Por sua vez, o diretor de campanhas da Avaaz, Bem Wikler, disse que na cúpula “perdeu-se a oportunidade de as nações desenvolvidas se comprometerem a alcançar metas ambientais obrigatórias. Ao não conseguirem afastar a economia mundial do uso dos combustíveis fósseis, os líderes da APEC estão se convertendo eles mesmos em fósseis”. Na semana passada, os membros da Avaaz e da GetUp! organizaram atividades em mais de cem países para reclamar objetivos obrigatórios. Entre outras coisas, abriram uma bandeira de 144 metros quadrados na praia Bondi e sobre a grande barreira de coral australiana. Também enviaram à cúpula da APEC uma petição com mais de 500 mil assinaturas.

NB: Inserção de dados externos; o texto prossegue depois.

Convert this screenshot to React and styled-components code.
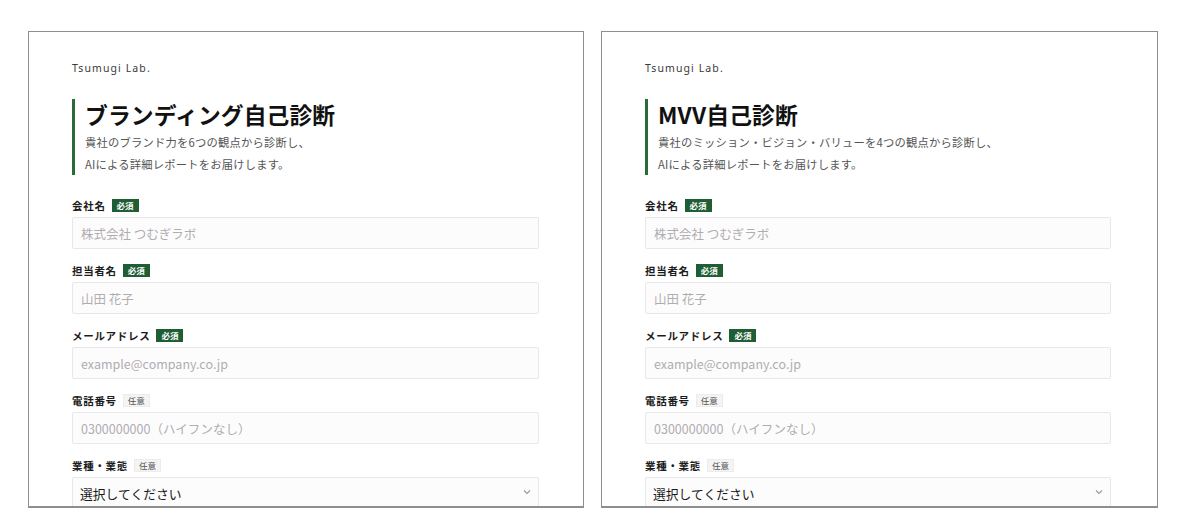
import React from "react";
import styled, { createGlobalStyle } from "styled-components";

const Global = createGlobalStyle`
  html, body { margin: 0; padding: 0; background: #ffffff; }
  body { font-family: "Noto Sans CJK JP", "Noto Sans", sans-serif; color: #1a1a1a; }
  * { box-sizing: border-box; }
`;

const Stage = styled.div`
  display: flex;
  gap: 17px;
  padding: 31px 0 0 28px;
  height: 530px;
`;

const Panel = styled.section`
  width: ${(p) => p.$w}px;
  height: 477px;
  border: 1px solid #8e8e8e;
  border-bottom-width: 2px;
  background: #fff;
  overflow: hidden;
  padding: 27px 44px 0 43px;
  display: flex;
  flex-direction: column;
`;

const Brand = styled.div`
  font-family: "Noto Sans", sans-serif;
  font-size: 10.5px;
  letter-spacing: 1.1px;
  color: #3a3a3a;
  line-height: 18px;
  margin-bottom: 22px;
`;

const Hero = styled.header`
  border-left: 3px solid #2c6a3c;
  padding-left: 10px;
  margin-bottom: 22px;
`;

const Title = styled.h1`
  margin: 0;
  font-size: 22.8px;
  font-weight: 700;
  line-height: 32px;
  color: #111;
  letter-spacing: 0.1px;
`;

const Lead = styled.p`
  margin: 0;
  font-size: 11.3px;
  line-height: 22px;
  color: #555;
  letter-spacing: 0.2px;
`;

const Field = styled.div`
  display: flex;
  flex-direction: column;
  gap: 4px;
  margin-bottom: 13px;
`;

const LabelRow = styled.label`
  display: flex;
  align-items: center;
  gap: 6px;
  height: 16px;
  font-size: 10.5px;
  font-weight: 700;
  letter-spacing: 0.7px;
  color: #1c1c1c;
`;

const Badge = styled.span`
  display: inline-flex;
  align-items: center;
  height: 13px;
  padding: 0 4px;
  font-size: 8.5px;
  letter-spacing: 0;
  line-height: 1;
  color: ${(p) => (p.$req ? "#ffffff" : "#555")};
  background: ${(p) => (p.$req ? "#1f5d34" : "#f4f4f4")};
  border: 1px solid ${(p) => (p.$req ? "#1f5d34" : "#ececec")};
  font-weight: ${(p) => (p.$req ? 700 : 400)};
`;

const Input = styled.input`
  width: ${(p) => p.$w || 467}px;
  height: 32px;
  border: 1px solid #e9e7ea;
  border-radius: 2px;
  background: #fdfcfd;
  padding: 0 8px;
  font-family: "Noto Sans CJK JP", "Noto Sans", sans-serif;
  font-size: 12.5px;
  color: #222;
  outline: none;
  &::placeholder { color: #b0adb0; }
`;

const SelectWrap = styled.div`
  position: relative;
  width: ${(p) => p.$w || 467}px;
`;

const Select = styled.select`
  appearance: none;
  width: 100%;
  height: 32px;
  border: 1px solid #e9e7ea;
  border-radius: 2px;
  background: #fdfcfd;
  padding: 0 7px;
  font-family: "Noto Sans CJK JP", "Noto Sans", sans-serif;
  font-size: 12.8px;
  color: #1a1a1a;
  outline: none;
`;

const Chevron = styled.svg`
  position: absolute;
  right: 8px;
  top: 12px;
  width: 8px;
  height: 6px;
`;

const fields = [
  { label: "会社名", req: true, ph: "株式会社 つむぎラボ" },
  { label: "担当者名", req: true, ph: "山田 花子" },
  { label: "メールアドレス", req: true, ph: "example@company.co.jp" },
  { label: "電話番号", req: false, ph: "0300000000（ハイフンなし）" },
];

function Form({ title, lead, w, inputW }) {
  return (
    <Panel $w={w}>
      <Brand>Tsumugi Lab.</Brand>
      <Hero>
        <Title>{title}</Title>
        <Lead>{lead}</Lead>
        <Lead>AIによる詳細レポートをお届けします。</Lead>
      </Hero>
      {fields.map((f) => (
        <Field key={f.label}>
          <LabelRow>
            {f.label}
            <Badge $req={f.req}>{f.req ? "必須" : "任意"}</Badge>
          </LabelRow>
          <Input $w={inputW} placeholder={f.ph} />
        </Field>
      ))}
      <Field>
        <LabelRow>
          業種・業態
          <Badge>任意</Badge>
        </LabelRow>
        <SelectWrap $w={inputW}>
          <Select defaultValue="">
            <option value="">選択してください</option>
          </Select>
          <Chevron viewBox="0 0 8 6">
            <path d="M1 1.5 L4 4.5 L7 1.5" fill="none" stroke="#9a979c" strokeWidth="1.1" />
          </Chevron>
        </SelectWrap>
      </Field>
    </Panel>
  );
}

export default function App() {
  return (
    <>
      <Global />
      <Stage>
        <Form
          w={556}
          inputW={467}
          title="ブランディング自己診断"
          lead="貴社のブランド力を6つの観点から診断し、"
        />
        <Form
          w={557}
          inputW={466}
          title="MVV自己診断"
          lead="貴社のミッション・ビジョン・バリューを4つの観点から診断し、"
        />
      </Stage>
    </>
  );
}
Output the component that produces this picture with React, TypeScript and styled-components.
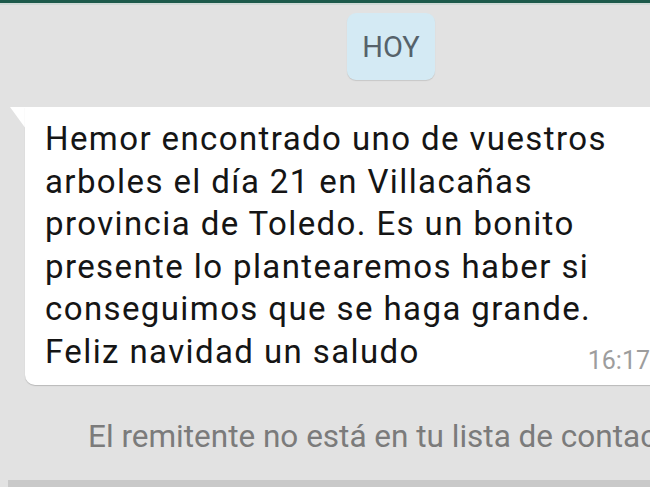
import styled, { createGlobalStyle } from 'styled-components';

const GlobalStyle = createGlobalStyle`
    html, body {
        margin: 0;
        padding: 0;
        background: #e2e2e2;
        overflow: hidden;
    }
`

const Screen = styled.div`
    display: flex;
    flex-direction: column;
    width: 650px;
    height: 487px;
    overflow: hidden;
    background: #e2e2e2;
    font-family: Roboto, "Noto Sans", sans-serif;
`

const StatusBar = styled.div`
    height: 3px;
    background: #1d5a4b;
    border-bottom: 2px solid #cfd9d6;
    flex-shrink: 0;
`

const DateRow = styled.div`
    display: flex;
    padding: 8px 0 0 347px;
`

const DateBadge = styled.div`
    display: flex;
    align-items: center;
    justify-content: center;
    width: 88px;
    height: 67px;
    border-radius: 9px;
    background: #d4eaf4;
    box-shadow: 0 1px 1px rgba(0, 0, 0, 0.12);
    color: #56626a;
    font-family: "Liberation Sans Narrow", Roboto, sans-serif;
    font-size: 29px;
`

const Conversation = styled.div`
    display: flex;
    padding: 27px 0 0 10px;
`

const Tail = styled.svg`
    flex-shrink: 0;
    width: 16px;
    height: 22px;
    margin-right: -1px;
`

const Bubble = styled.div`
    box-sizing: border-box;
    width: 660px;
    flex-shrink: 0;
    padding: 11px 0 12px 20px;
    background: #ffffff;
    border-radius: 0 0 0 10px;
    box-shadow: 0 1px 1px rgba(0, 0, 0, 0.18);
    color: #151515;
    font-size: 33px;
    letter-spacing: 1.4px;
    line-height: 42.5px;
`

const MessageText = styled.div`
    white-space: pre-line;
`

const LastRow = styled.div`
    display: flex;
`

const Time = styled.span`
    align-self: flex-end;
    margin: 0 35px 0 auto;
    color: #9d9d9d;
    font-size: 25px;
    letter-spacing: 0;
    line-height: 25px;
`

const Notice = styled.div`
    padding: 33px 0 0 88px;
    color: #7b7b7b;
    font-family: "Liberation Sans Narrow", Roboto, sans-serif;
    font-size: 31.5px;
    white-space: nowrap;
`

const BottomBar = styled.div`
    margin-top: auto;
    margin-left: 8px;
    height: 7px;
    background: #c9c9c9;
`

const message = `Hemor encontrado uno de vuestros
arboles el día 21 en Villacañas
provincia de Toledo. Es un bonito
presente lo plantearemos haber si
conseguimos que se haga grande.`

export default function App() {
    return (
        <Screen>
            <GlobalStyle />
            <StatusBar />
            <DateRow>
                <DateBadge>HOY</DateBadge>
            </DateRow>
            <Conversation>
                <Tail viewBox="0 0 16 22">
                    <path d="M0 0 H16 V22 Z" fill="#ffffff" />
                </Tail>
                <Bubble>
                    <MessageText>{message}</MessageText>
                    <LastRow>
                        <span>Feliz navidad un saludo</span>
                        <Time>16:17</Time>
                    </LastRow>
                </Bubble>
            </Conversation>
            <Notice>El remitente no está en tu lista de contactos</Notice>
            <BottomBar />
        </Screen>
    )
}
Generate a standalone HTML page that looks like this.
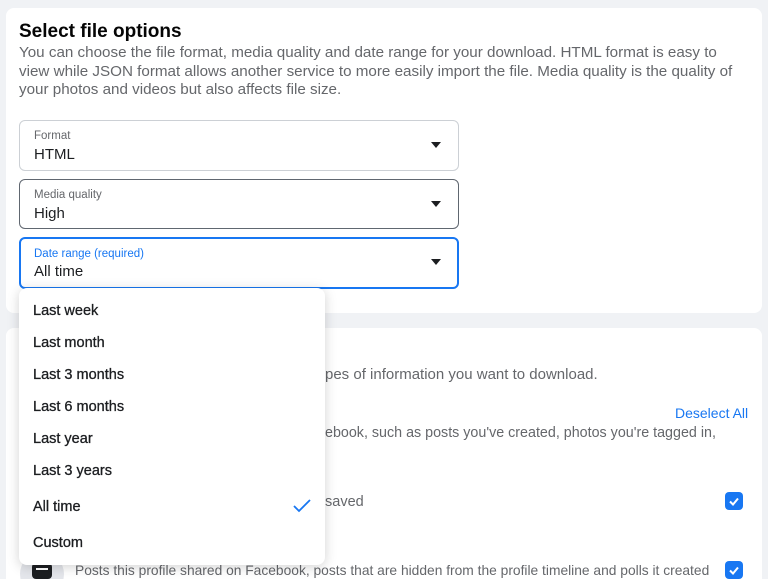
<!DOCTYPE html>
<html style="overflow:hidden;height:579px"><head><style>
*{margin:0;padding:0;box-sizing:border-box}
body{width:768px;height:579px;background:#f0f2f5;font-family:"Liberation Sans",sans-serif;position:relative;overflow:hidden}
.card{position:absolute;background:#fff;border-radius:8px}
.abs{position:absolute;white-space:nowrap}
.field{position:absolute;left:19px;width:440px;border:1px solid #ccd0d5;border-radius:6px;background:#fff}
.field .lab{position:absolute;left:14px;top:9px;font-size:11.5px;color:#65676b}
.field .val{position:absolute;left:14px;top:25px;font-size:15px;color:#1c1e21}
.arrow{position:absolute;right:17px;top:21px;width:0;height:0;border-left:5px solid transparent;border-right:5px solid transparent;border-top:6px solid #1c1e21}
.menu{position:absolute;left:19px;top:288px;width:306px;height:277px;background:#fff;border-radius:8px;box-shadow:0 2px 12px rgba(0,0,0,.18)}
.menu div{position:absolute;left:14px;font-size:14.5px;color:#1c1e21;-webkit-text-stroke:0.3px #1c1e21}
.desc{color:#65676b;font-size:14.5px}
.cb{position:absolute;width:18px;height:18px;border-radius:4px;background:#1877f2}
</style></head><body>
<div class="card" style="left:6px;top:8px;width:756px;height:305px"></div>
<div class="card" style="left:6px;top:328px;width:756px;height:260px"></div>
<div class="abs" style="left:19px;top:21px;font-size:19px;font-weight:bold;color:#050505">Select file options</div>
<div class="abs desc" style="left:19px;top:44px;font-size:15.2px;line-height:18.5px;color:#65676b">You can choose the file format, media quality and date range for your download. HTML format is easy to<br>view while JSON format allows another service to more easily import the file. Media quality is the quality of<br>your photos and videos but also affects file size.</div>
<div class="field" style="top:120px;height:51px"><div class="lab">Format</div><div class="val">HTML</div><div class="arrow"></div></div>
<div class="field" style="top:179px;height:50px;border-color:#606770"><div class="lab">Media quality</div><div class="val">High</div><div class="arrow"></div></div>
<div class="field" style="top:237px;height:52px;border:2px solid #1877f2"><div class="lab" style="color:#1877f2;left:13px;top:9px">Date range (required)</div><div class="val" style="left:13px;top:24px">All time</div><div class="arrow" style="right:16px;top:20px"></div></div>
<div class="abs desc" style="left:325px;top:366px;font-size:15px">pes of information you want to download.</div>
<div class="abs" style="left:675px;top:405px;font-size:14px;color:#1877f2">Deselect All</div>
<div class="abs desc" style="left:325px;top:425px;font-size:14.3px">ebook, such as posts you've created, photos you're tagged in,</div>
<div class="abs desc" style="left:325px;top:494px;font-size:14.5px">saved</div>
<div class="cb" style="left:725px;top:492px"><svg width="18" height="18"><path d="M5 9.5l3 3 5-6" stroke="#fff" stroke-width="2" fill="none"/></svg></div>
<div class="abs" style="left:20px;top:552px;width:44px;height:44px;border-radius:50%;background:#e4e6eb"></div>
<div class="abs" style="left:32px;top:563px;width:20px;height:16px;border-radius:4px;background:#1c1e21"><div style="position:absolute;left:4px;top:5px;width:12px;height:2px;background:#fff"></div></div>
<div class="abs desc" style="left:75px;top:563px;font-size:13.8px">Posts this profile shared on Facebook, posts that are hidden from the profile timeline and polls it created</div>
<div class="cb" style="left:725px;top:561px"><svg width="18" height="18"><path d="M5 9.5l3 3 5-6" stroke="#fff" stroke-width="2" fill="none"/></svg></div>
<div class="menu">
<div style="top:15px">Last week</div>
<div style="top:47px">Last month</div>
<div style="top:79px">Last 3 months</div>
<div style="top:111px">Last 6 months</div>
<div style="top:143px">Last year</div>
<div style="top:175px">Last 3 years</div>
<div style="top:211px">All time</div>
<div style="top:247px">Custom</div>
<svg style="position:absolute;left:273px;top:210px" width="20" height="16"><path d="M2 8l5 5 11-11" stroke="#1877f2" stroke-width="1.8" fill="none"/></svg>
</div>
</body></html>
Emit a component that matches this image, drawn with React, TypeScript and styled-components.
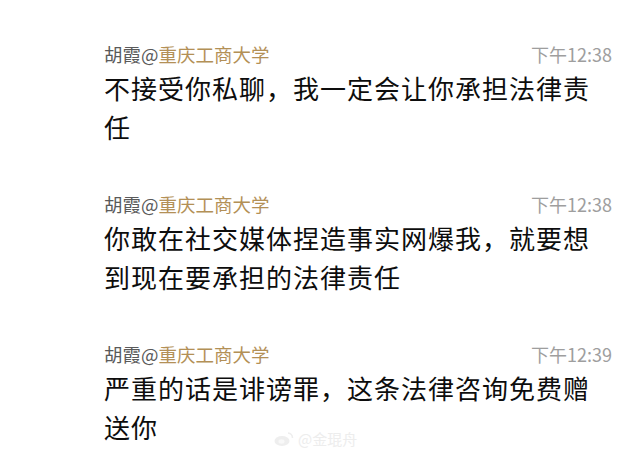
import React from 'react';
import styled, { createGlobalStyle } from 'styled-components';

const GlobalStyle = createGlobalStyle`
  html, body {
    margin: 0;
    padding: 0;
    background: #ffffff;
  }
  body {
    font-family: "Noto Sans CJK SC", "Noto Sans", sans-serif;
  }
`;

const Page = styled.div`
  position: relative;
  width: 640px;
  height: 456px;
  overflow: hidden;
  box-sizing: border-box;
  padding: 42px 28px 0 104px;
  display: flex;
  flex-direction: column;
  gap: 46px;
`;

const Block = styled.div`
  display: flex;
  flex-direction: column;
  gap: 2px;
`;

const Header = styled.div`
  display: flex;
  justify-content: space-between;
  align-items: center;
  height: 24px;
  line-height: 24px;
`;

const Name = styled.span`
  font-size: 18.5px;
  color: #5a5a5a;
`;

const School = styled.span`
  color: #b39056;
`;

const Time = styled.span`
  font-size: 18px;
  color: #9e9e9e;
`;

const Text = styled.div`
  max-width: 500px;
  font-size: 26px;
  letter-spacing: 1px;
  line-height: 39px;
  color: #0d0d0d;
`;

// faint weibo watermark sitting over the last message
const Watermark = styled.div`
  position: absolute;
  left: 274px;
  top: 428px;
  display: flex;
  align-items: center;
  gap: 4px;
  font-size: 15px;
  color: #ededed;
  pointer-events: none;
`;

type Message = {
  time: string;
  text: string;
};

const messages: Message[] = [
  { time: '下午12:38', text: '不接受你私聊，我一定会让你承担法律责任' },
  { time: '下午12:38', text: '你敢在社交媒体捏造事实网爆我，就要想到现在要承担的法律责任' },
  { time: '下午12:39', text: '严重的话是诽谤罪，这条法律咨询免费赠送你' },
];

const WeiboMark = () => (
  <svg width="20" height="16" viewBox="0 0 20 16">
    <ellipse cx="8" cy="10" rx="7.5" ry="5" fill="#eeeeee" />
    <ellipse cx="7.5" cy="10.5" rx="3" ry="2.2" fill="#f8f8f8" />
    <path d="M14 2 a5 5 0 0 1 4.5 5" stroke="#eeeeee" strokeWidth="1.6" fill="none" />
  </svg>
);

export default function App() {
  return (
    <>
      <GlobalStyle />
      <Page>
        {messages.map((m, i) => (
          <Block key={i}>
            <Header>
              <Name>
                胡霞@<School>重庆工商大学</School>
              </Name>
              <Time>{m.time}</Time>
            </Header>
            <Text>{m.text}</Text>
          </Block>
        ))}
        <Watermark>
          <WeiboMark />
          <span>@金琨舟</span>
        </Watermark>
      </Page>
    </>
  );
}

A organização internacional humanitária e de desenvolvimento Oxfam expressou sua preocupação sobre o aumento da pobreza devido à mudança climática. Mais de quatro bilhões de pessoas, representando mais de 60% da população do planeta, vivem na Ásia, metade delas em áreas costeiras. O continente também abriga 87% dos 400 milhões de pequenas fazendas do mundo, muitas delas precisando de ajuda para enfrentar as mudanças climáticas que afetam a produção de alimentos e sua renda. O diretor de políticas da Oxfam James Ensor, disse que “se os membros ricos da APEC só se comprometem com medidas voluntárias, estão enviando uma mensagem pessimista. A União Européia já ofereceu uma redução de 20% até 2020, um bom começo, que deve ser melhorado. A APEC deve emitir um sinal semelhante de que também vai nessa direção”.
Cerca de cinco mil pessoas participaram no sábado de uma manifestação de repúdio à cúpula da APEC no centro de Sidnei. O porta-voz da não-governamental Detenhamos a Coalizão de Bush, Alex Bainbridge, disse que as medidas de segurança sem precedentes que cercaram o encontro constituíram uma “erosão das liberdades civis. Foi outro exemplo da chamada guerra contra o terrorismo, que jamais teve algo a ver com a promoção da democracia”, acrescentou.
A APEC está integrada por Austrália, Brunei, Canadá, Coréia do Sul, Chile, China, Estados Unidos, Filipinas, Hong Kong, Indonésia, Japão, Malásia, México, Nova Zelândia, Papúa-Nova Guiné, Peru, Rússia, Cingapura, Tailândia, Taiwan e Vietnã. Seus membros representam um terço da população mundial, 60% do produto bruto do planeta e a metade do comércio internacional.